SET EXERCISE
Output the lines that follow exactly as they are.

>> START COLLECTED MATERIAL

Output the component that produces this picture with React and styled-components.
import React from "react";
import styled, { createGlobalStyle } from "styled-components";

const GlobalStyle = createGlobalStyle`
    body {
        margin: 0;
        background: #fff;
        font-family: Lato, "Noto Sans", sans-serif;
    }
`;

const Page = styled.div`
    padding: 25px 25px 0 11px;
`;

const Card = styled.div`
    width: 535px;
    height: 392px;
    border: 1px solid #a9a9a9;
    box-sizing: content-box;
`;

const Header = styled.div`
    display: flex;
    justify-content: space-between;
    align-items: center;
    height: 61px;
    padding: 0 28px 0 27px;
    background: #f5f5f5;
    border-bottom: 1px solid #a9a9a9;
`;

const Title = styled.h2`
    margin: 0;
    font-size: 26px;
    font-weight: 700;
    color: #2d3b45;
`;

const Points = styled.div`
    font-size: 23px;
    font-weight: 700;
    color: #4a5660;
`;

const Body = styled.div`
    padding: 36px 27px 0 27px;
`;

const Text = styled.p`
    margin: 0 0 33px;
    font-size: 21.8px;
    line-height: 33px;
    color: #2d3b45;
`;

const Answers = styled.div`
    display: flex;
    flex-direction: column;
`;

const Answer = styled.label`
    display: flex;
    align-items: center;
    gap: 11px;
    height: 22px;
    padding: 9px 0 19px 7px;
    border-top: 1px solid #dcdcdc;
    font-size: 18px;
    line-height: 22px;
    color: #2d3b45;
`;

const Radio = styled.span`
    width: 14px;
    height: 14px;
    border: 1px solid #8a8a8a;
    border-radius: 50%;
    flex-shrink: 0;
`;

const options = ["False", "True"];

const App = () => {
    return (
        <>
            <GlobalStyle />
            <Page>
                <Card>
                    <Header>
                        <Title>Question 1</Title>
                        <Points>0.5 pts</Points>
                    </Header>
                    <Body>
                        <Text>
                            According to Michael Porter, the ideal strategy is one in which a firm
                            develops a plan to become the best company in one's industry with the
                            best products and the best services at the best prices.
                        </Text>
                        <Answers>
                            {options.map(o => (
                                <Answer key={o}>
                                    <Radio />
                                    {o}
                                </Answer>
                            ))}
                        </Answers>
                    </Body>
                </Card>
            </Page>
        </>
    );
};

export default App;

>> END COLLECTED MATERIAL

ANSWER TO THE TASK
Output the component that produces this picture with React and styled-components.
import React from "react";
import styled, { createGlobalStyle } from "styled-components";

const GlobalStyle = createGlobalStyle`
    body {
        margin: 0;
        background: #fff;
        font-family: Lato, "Noto Sans", sans-serif;
    }
`;

const Page = styled.div`
    padding: 25px 25px 0 11px;
`;

const Card = styled.div`
    width: 535px;
    height: 392px;
    border: 1px solid #a9a9a9;
    box-sizing: content-box;
`;

const Header = styled.div`
    display: flex;
    justify-content: space-between;
    align-items: center;
    height: 61px;
    padding: 0 28px 0 27px;
    background: #f5f5f5;
    border-bottom: 1px solid #a9a9a9;
`;

const Title = styled.h2`
    margin: 0;
    font-size: 26px;
    font-weight: 700;
    color: #2d3b45;
`;

const Points = styled.div`
    font-size: 23px;
    font-weight: 700;
    color: #4a5660;
`;

const Body = styled.div`
    padding: 36px 27px 0 27px;
`;

const Text = styled.p`
    margin: 0 0 33px;
    font-size: 21.8px;
    line-height: 33px;
    color: #2d3b45;
`;

const Answers = styled.div`
    display: flex;
    flex-direction: column;
`;

const Answer = styled.label`
    display: flex;
    align-items: center;
    gap: 11px;
    height: 22px;
    padding: 9px 0 19px 7px;
    border-top: 1px solid #dcdcdc;
    font-size: 18px;
    line-height: 22px;
    color: #2d3b45;
`;

const Radio = styled.span`
    width: 14px;
    height: 14px;
    border: 1px solid #8a8a8a;
    border-radius: 50%;
    flex-shrink: 0;
`;

const options = ["False", "True"];

const App = () => {
    return (
        <>
            <GlobalStyle />
            <Page>
                <Card>
                    <Header>
                        <Title>Question 1</Title>
                        <Points>0.5 pts</Points>
                    </Header>
                    <Body>
                        <Text>
                            According to Michael Porter, the ideal strategy is one in which a firm
                            develops a plan to become the best company in one's industry with the
                            best products and the best services at the best prices.
                        </Text>
                        <Answers>
                            {options.map(o => (
                                <Answer key={o}>
                                    <Radio />
                                    {o}
                                </Answer>
                            ))}
                        </Answers>
                    </Body>
                </Card>
            </Page>
        </>
    );
};

export default App;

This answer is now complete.